> [What is asked] Type out the complete listing below word for word, without its pictures.

> [Provided material]
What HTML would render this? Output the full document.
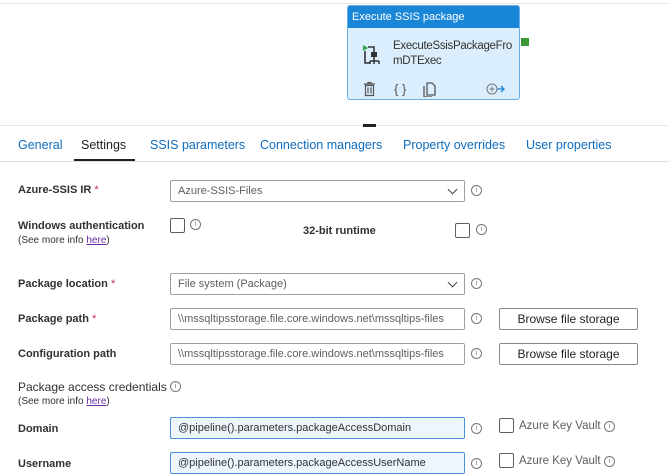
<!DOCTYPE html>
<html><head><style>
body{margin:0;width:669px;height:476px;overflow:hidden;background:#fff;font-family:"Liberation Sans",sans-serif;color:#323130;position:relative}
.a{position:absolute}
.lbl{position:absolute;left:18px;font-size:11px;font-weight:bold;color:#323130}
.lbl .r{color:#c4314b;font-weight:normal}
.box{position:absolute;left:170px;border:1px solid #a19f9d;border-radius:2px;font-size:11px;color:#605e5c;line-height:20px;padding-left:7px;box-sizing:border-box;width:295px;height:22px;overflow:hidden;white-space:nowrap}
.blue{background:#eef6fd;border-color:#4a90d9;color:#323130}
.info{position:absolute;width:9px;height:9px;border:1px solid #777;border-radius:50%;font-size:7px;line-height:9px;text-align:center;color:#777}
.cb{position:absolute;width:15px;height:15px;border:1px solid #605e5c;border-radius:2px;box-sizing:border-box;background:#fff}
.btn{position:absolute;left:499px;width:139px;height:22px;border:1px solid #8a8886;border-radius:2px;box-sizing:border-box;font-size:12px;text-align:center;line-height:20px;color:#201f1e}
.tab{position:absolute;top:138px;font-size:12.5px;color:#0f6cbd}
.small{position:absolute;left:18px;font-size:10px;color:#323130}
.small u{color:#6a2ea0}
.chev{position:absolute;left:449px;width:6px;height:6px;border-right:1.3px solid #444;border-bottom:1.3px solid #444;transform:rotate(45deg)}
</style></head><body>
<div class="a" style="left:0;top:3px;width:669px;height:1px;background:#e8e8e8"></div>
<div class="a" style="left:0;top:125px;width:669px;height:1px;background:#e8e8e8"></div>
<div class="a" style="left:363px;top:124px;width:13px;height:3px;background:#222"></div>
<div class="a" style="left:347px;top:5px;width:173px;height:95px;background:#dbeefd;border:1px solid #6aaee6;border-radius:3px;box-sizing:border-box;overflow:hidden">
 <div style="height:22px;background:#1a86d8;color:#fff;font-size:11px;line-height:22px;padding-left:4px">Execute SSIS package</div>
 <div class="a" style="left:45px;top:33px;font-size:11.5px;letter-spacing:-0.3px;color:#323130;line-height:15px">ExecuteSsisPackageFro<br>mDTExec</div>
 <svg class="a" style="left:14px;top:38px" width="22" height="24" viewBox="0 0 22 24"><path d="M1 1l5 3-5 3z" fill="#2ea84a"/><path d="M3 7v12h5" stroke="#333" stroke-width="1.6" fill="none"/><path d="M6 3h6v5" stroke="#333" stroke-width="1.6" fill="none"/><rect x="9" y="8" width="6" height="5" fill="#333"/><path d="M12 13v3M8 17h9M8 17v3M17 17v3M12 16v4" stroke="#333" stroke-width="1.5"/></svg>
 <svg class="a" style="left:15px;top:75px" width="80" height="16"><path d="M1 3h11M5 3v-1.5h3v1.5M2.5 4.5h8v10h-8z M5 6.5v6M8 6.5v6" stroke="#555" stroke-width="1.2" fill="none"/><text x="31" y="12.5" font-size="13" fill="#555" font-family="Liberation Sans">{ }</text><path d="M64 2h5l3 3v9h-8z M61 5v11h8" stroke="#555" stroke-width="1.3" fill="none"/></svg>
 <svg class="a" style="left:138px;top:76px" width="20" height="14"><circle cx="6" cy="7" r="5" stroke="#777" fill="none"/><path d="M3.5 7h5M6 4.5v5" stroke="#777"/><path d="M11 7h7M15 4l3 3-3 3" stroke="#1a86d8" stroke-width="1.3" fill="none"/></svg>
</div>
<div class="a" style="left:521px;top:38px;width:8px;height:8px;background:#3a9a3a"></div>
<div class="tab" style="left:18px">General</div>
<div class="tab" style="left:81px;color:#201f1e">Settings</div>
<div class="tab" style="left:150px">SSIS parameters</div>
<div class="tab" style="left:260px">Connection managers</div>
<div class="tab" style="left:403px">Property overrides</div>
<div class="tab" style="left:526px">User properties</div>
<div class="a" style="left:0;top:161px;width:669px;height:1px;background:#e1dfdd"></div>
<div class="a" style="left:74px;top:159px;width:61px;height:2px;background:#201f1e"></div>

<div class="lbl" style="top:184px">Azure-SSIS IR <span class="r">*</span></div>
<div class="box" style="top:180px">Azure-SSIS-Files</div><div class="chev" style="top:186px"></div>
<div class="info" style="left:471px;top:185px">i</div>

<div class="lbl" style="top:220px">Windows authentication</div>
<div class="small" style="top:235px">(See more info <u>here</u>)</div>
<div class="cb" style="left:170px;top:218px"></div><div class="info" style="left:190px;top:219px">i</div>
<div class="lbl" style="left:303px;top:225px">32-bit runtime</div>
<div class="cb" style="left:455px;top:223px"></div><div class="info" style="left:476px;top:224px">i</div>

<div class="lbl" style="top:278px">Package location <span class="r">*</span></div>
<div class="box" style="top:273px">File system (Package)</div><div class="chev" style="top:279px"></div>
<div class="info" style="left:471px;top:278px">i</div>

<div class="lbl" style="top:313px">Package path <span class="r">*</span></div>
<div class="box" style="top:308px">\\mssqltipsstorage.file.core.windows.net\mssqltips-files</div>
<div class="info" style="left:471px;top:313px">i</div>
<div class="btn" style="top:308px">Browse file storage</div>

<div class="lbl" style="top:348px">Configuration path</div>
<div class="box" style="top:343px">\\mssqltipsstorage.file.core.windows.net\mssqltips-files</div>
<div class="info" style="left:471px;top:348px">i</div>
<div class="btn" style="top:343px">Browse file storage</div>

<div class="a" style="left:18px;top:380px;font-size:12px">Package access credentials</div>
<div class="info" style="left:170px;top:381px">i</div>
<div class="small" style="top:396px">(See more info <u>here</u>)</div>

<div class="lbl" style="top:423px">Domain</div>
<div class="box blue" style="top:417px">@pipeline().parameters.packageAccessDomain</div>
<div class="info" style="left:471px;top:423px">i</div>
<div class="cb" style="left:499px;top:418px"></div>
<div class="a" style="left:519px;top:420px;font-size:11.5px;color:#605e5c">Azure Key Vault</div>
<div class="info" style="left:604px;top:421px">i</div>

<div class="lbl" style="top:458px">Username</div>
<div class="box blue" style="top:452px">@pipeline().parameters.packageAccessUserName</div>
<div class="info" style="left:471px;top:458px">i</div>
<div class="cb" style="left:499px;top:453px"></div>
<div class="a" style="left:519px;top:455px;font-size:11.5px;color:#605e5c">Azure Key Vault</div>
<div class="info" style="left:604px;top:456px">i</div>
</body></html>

> [Answer to this problem]
What HTML would render this? Output the full document.
<!DOCTYPE html>
<html><head><style>
body{margin:0;width:669px;height:476px;overflow:hidden;background:#fff;font-family:"Liberation Sans",sans-serif;color:#323130;position:relative}
.a{position:absolute}
.lbl{position:absolute;left:18px;font-size:11px;font-weight:bold;color:#323130}
.lbl .r{color:#c4314b;font-weight:normal}
.box{position:absolute;left:170px;border:1px solid #a19f9d;border-radius:2px;font-size:11px;color:#605e5c;line-height:20px;padding-left:7px;box-sizing:border-box;width:295px;height:22px;overflow:hidden;white-space:nowrap}
.blue{background:#eef6fd;border-color:#4a90d9;color:#323130}
.info{position:absolute;width:9px;height:9px;border:1px solid #777;border-radius:50%;font-size:7px;line-height:9px;text-align:center;color:#777}
.cb{position:absolute;width:15px;height:15px;border:1px solid #605e5c;border-radius:2px;box-sizing:border-box;background:#fff}
.btn{position:absolute;left:499px;width:139px;height:22px;border:1px solid #8a8886;border-radius:2px;box-sizing:border-box;font-size:12px;text-align:center;line-height:20px;color:#201f1e}
.tab{position:absolute;top:138px;font-size:12.5px;color:#0f6cbd}
.small{position:absolute;left:18px;font-size:10px;color:#323130}
.small u{color:#6a2ea0}
.chev{position:absolute;left:449px;width:6px;height:6px;border-right:1.3px solid #444;border-bottom:1.3px solid #444;transform:rotate(45deg)}
</style></head><body>
<div class="a" style="left:0;top:3px;width:669px;height:1px;background:#e8e8e8"></div>
<div class="a" style="left:0;top:125px;width:669px;height:1px;background:#e8e8e8"></div>
<div class="a" style="left:363px;top:124px;width:13px;height:3px;background:#222"></div>
<div class="a" style="left:347px;top:5px;width:173px;height:95px;background:#dbeefd;border:1px solid #6aaee6;border-radius:3px;box-sizing:border-box;overflow:hidden">
 <div style="height:22px;background:#1a86d8;color:#fff;font-size:11px;line-height:22px;padding-left:4px">Execute SSIS package</div>
 <div class="a" style="left:45px;top:33px;font-size:11.5px;letter-spacing:-0.3px;color:#323130;line-height:15px">ExecuteSsisPackageFro<br>mDTExec</div>
 <svg class="a" style="left:14px;top:38px" width="22" height="24" viewBox="0 0 22 24"><path d="M1 1l5 3-5 3z" fill="#2ea84a"/><path d="M3 7v12h5" stroke="#333" stroke-width="1.6" fill="none"/><path d="M6 3h6v5" stroke="#333" stroke-width="1.6" fill="none"/><rect x="9" y="8" width="6" height="5" fill="#333"/><path d="M12 13v3M8 17h9M8 17v3M17 17v3M12 16v4" stroke="#333" stroke-width="1.5"/></svg>
 <svg class="a" style="left:15px;top:75px" width="80" height="16"><path d="M1 3h11M5 3v-1.5h3v1.5M2.5 4.5h8v10h-8z M5 6.5v6M8 6.5v6" stroke="#555" stroke-width="1.2" fill="none"/><text x="31" y="12.5" font-size="13" fill="#555" font-family="Liberation Sans">{ }</text><path d="M64 2h5l3 3v9h-8z M61 5v11h8" stroke="#555" stroke-width="1.3" fill="none"/></svg>
 <svg class="a" style="left:138px;top:76px" width="20" height="14"><circle cx="6" cy="7" r="5" stroke="#777" fill="none"/><path d="M3.5 7h5M6 4.5v5" stroke="#777"/><path d="M11 7h7M15 4l3 3-3 3" stroke="#1a86d8" stroke-width="1.3" fill="none"/></svg>
</div>
<div class="a" style="left:521px;top:38px;width:8px;height:8px;background:#3a9a3a"></div>
<div class="tab" style="left:18px">General</div>
<div class="tab" style="left:81px;color:#201f1e">Settings</div>
<div class="tab" style="left:150px">SSIS parameters</div>
<div class="tab" style="left:260px">Connection managers</div>
<div class="tab" style="left:403px">Property overrides</div>
<div class="tab" style="left:526px">User properties</div>
<div class="a" style="left:0;top:161px;width:669px;height:1px;background:#e1dfdd"></div>
<div class="a" style="left:74px;top:159px;width:61px;height:2px;background:#201f1e"></div>

<div class="lbl" style="top:184px">Azure-SSIS IR <span class="r">*</span></div>
<div class="box" style="top:180px">Azure-SSIS-Files</div><div class="chev" style="top:186px"></div>
<div class="info" style="left:471px;top:185px">i</div>

<div class="lbl" style="top:220px">Windows authentication</div>
<div class="small" style="top:235px">(See more info <u>here</u>)</div>
<div class="cb" style="left:170px;top:218px"></div><div class="info" style="left:190px;top:219px">i</div>
<div class="lbl" style="left:303px;top:225px">32-bit runtime</div>
<div class="cb" style="left:455px;top:223px"></div><div class="info" style="left:476px;top:224px">i</div>

<div class="lbl" style="top:278px">Package location <span class="r">*</span></div>
<div class="box" style="top:273px">File system (Package)</div><div class="chev" style="top:279px"></div>
<div class="info" style="left:471px;top:278px">i</div>

<div class="lbl" style="top:313px">Package path <span class="r">*</span></div>
<div class="box" style="top:308px">\\mssqltipsstorage.file.core.windows.net\mssqltips-files</div>
<div class="info" style="left:471px;top:313px">i</div>
<div class="btn" style="top:308px">Browse file storage</div>

<div class="lbl" style="top:348px">Configuration path</div>
<div class="box" style="top:343px">\\mssqltipsstorage.file.core.windows.net\mssqltips-files</div>
<div class="info" style="left:471px;top:348px">i</div>
<div class="btn" style="top:343px">Browse file storage</div>

<div class="a" style="left:18px;top:380px;font-size:12px">Package access credentials</div>
<div class="info" style="left:170px;top:381px">i</div>
<div class="small" style="top:396px">(See more info <u>here</u>)</div>

<div class="lbl" style="top:423px">Domain</div>
<div class="box blue" style="top:417px">@pipeline().parameters.packageAccessDomain</div>
<div class="info" style="left:471px;top:423px">i</div>
<div class="cb" style="left:499px;top:418px"></div>
<div class="a" style="left:519px;top:420px;font-size:11.5px;color:#605e5c">Azure Key Vault</div>
<div class="info" style="left:604px;top:421px">i</div>

<div class="lbl" style="top:458px">Username</div>
<div class="box blue" style="top:452px">@pipeline().parameters.packageAccessUserName</div>
<div class="info" style="left:471px;top:458px">i</div>
<div class="cb" style="left:499px;top:453px"></div>
<div class="a" style="left:519px;top:455px;font-size:11.5px;color:#605e5c">Azure Key Vault</div>
<div class="info" style="left:604px;top:456px">i</div>
</body></html>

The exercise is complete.